9.19 Fundraising After Your Founder Leaves

Dear Kim:

I have been working for 10 years as the director of a social justice nonprofit that I founded. Since we have no development director, I’m the primary fundraising staff. I am considering leaving my position to stay at home with my young child. Many of our donors were brought into the organization through me, and I’m concerned some of them may stop giving if I’m no longer on staff.
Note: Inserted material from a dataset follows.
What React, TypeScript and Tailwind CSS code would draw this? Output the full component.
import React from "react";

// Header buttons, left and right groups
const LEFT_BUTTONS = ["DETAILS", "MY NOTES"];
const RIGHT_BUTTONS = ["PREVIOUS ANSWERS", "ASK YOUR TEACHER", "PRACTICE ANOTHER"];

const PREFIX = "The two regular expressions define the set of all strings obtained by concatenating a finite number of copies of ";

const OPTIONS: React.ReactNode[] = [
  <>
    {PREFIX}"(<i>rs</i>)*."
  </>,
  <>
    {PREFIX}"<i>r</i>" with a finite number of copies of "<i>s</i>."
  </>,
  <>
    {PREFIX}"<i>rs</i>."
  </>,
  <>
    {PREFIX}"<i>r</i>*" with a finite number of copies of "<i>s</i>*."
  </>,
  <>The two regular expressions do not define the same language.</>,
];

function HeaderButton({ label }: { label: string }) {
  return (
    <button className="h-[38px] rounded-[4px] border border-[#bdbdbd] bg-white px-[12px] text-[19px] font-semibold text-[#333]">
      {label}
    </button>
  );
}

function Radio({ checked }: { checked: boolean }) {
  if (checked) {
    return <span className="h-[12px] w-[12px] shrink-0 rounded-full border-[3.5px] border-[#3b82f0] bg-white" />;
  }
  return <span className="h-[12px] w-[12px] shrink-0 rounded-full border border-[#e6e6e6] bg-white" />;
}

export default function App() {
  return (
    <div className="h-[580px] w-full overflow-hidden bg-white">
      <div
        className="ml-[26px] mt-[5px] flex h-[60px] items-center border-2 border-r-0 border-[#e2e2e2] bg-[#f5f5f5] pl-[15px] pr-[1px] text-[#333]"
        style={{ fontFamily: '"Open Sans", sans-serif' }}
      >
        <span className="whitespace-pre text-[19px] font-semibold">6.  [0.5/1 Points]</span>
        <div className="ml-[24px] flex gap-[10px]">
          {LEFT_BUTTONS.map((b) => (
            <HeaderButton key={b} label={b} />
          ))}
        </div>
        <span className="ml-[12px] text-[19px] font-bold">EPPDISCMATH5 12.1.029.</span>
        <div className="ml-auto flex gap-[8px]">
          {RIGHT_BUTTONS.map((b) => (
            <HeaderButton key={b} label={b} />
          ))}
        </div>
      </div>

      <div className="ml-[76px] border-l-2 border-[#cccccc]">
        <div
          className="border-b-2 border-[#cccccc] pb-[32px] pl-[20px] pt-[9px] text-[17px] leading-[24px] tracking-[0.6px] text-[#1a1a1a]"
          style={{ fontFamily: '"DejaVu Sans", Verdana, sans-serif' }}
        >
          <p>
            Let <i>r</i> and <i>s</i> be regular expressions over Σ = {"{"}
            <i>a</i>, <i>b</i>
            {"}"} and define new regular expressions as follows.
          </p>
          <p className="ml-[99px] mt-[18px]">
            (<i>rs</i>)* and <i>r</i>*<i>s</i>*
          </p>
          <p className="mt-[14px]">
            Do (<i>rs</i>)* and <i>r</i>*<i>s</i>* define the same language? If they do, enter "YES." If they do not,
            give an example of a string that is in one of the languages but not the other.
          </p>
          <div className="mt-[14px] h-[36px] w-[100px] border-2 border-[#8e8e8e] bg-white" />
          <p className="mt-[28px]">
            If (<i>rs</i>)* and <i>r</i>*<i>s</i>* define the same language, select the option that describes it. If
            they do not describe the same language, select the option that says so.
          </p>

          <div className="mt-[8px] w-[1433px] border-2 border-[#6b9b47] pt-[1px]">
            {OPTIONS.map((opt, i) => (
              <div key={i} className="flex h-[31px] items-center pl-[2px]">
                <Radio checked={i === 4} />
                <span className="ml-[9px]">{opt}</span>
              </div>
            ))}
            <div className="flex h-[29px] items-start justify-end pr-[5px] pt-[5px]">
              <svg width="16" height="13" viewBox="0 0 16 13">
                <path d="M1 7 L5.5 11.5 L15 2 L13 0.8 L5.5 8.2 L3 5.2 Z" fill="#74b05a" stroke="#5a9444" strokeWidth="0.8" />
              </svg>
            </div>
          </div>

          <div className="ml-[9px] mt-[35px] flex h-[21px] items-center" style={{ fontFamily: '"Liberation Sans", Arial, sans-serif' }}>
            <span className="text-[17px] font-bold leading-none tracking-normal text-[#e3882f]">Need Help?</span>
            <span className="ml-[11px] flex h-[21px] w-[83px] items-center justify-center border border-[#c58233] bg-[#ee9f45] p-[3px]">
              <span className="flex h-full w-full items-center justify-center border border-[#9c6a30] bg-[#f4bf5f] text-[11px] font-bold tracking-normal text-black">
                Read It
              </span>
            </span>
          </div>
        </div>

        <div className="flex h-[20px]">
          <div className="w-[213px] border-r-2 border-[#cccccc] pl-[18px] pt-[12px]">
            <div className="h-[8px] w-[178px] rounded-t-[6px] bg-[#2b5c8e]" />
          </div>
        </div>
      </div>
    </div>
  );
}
What can I do over the next three-four months to encourage as many of them as possible to remain part of our work after I am gone?

Leaving Without A Lurch

Dear Lurch:

Yours is a common dilemma of founders, but with the foresight you are showing, you should be able to move donor loyalty away from you and to your organization fairly easily if you keep a few things in mind.

1)      Some of the donors will use your leaving as their excuse to stop giving.   They gave because they liked you and wanted you to be successful, but the cause is not their priority.  These often include family and long time family friends. 

2)     Some donors would have stopped giving anyway.  Every organization loses about 1/3 of their donors every year because of factors outside of the organization:  divorce, job loss, moving, or other causes become more important.  Some people only give to new organizations, and once an organization is established, they move on to another new organization. 

So whatever the donors do, please don’t take it personally.  To keep as many donors as possible, over the next few months, do the following:

  1. Begin now to prepare people for the fact you are leaving.  Make a list of all the people who would assume they would hear it from you and start calling them.  Set aside a day to call them all in a row.  Once you announce you are leaving, word will spread.  The reason you are leaving is commendable and clearly not about the organization. 
  2. Make sure everyone who talks about you leaving says the same thing.  People will try to give advice:  “Can’t you bring your child to work?”  “Can’t you work part time?”  etc. You need to remain firm, “I want to be a full time parent for awhile.” 
  3. See as many donors as you can, and bring along a board member or key volunteer.  That person should be prepared to discuss how the organization is going to stay the course, and how grateful the organization is to you, in part because of the infrastructure you have built that enables you to leave.  When appropriate, and as often as possible, ask the donors to please continue to give generously.
  4. If possible, raise a small pool of money from your closest and most committed donors to help with the transition.  You did not say if the organization is planning to hire someone to take your place, but if so, that money can help pay the bills while they get settled into the job. 
  5. Reassure people that you will be available to answer questions and give advice.  (Don’t worry—many founders are shocked by how little their advice is sought after they leave.) 
  6. Once you have the date for your last day, and the name of the person who will be doing your job, send a letter to all your donors and funders welcoming the new person and talking about program plans for the future.  Post this on your website and use social media to spread the word.

I have founded a couple of organizations myself and I want to reassure all founders—you can leave.  You will be missed a little, and the organization will move in directions that you may not entirely understand, but you have done your part by founding and running the organization for awhile. A good organization is bigger than any one person, even the founder, and it is a tribute to the skill of the founder when the organization can move on and leave us behind.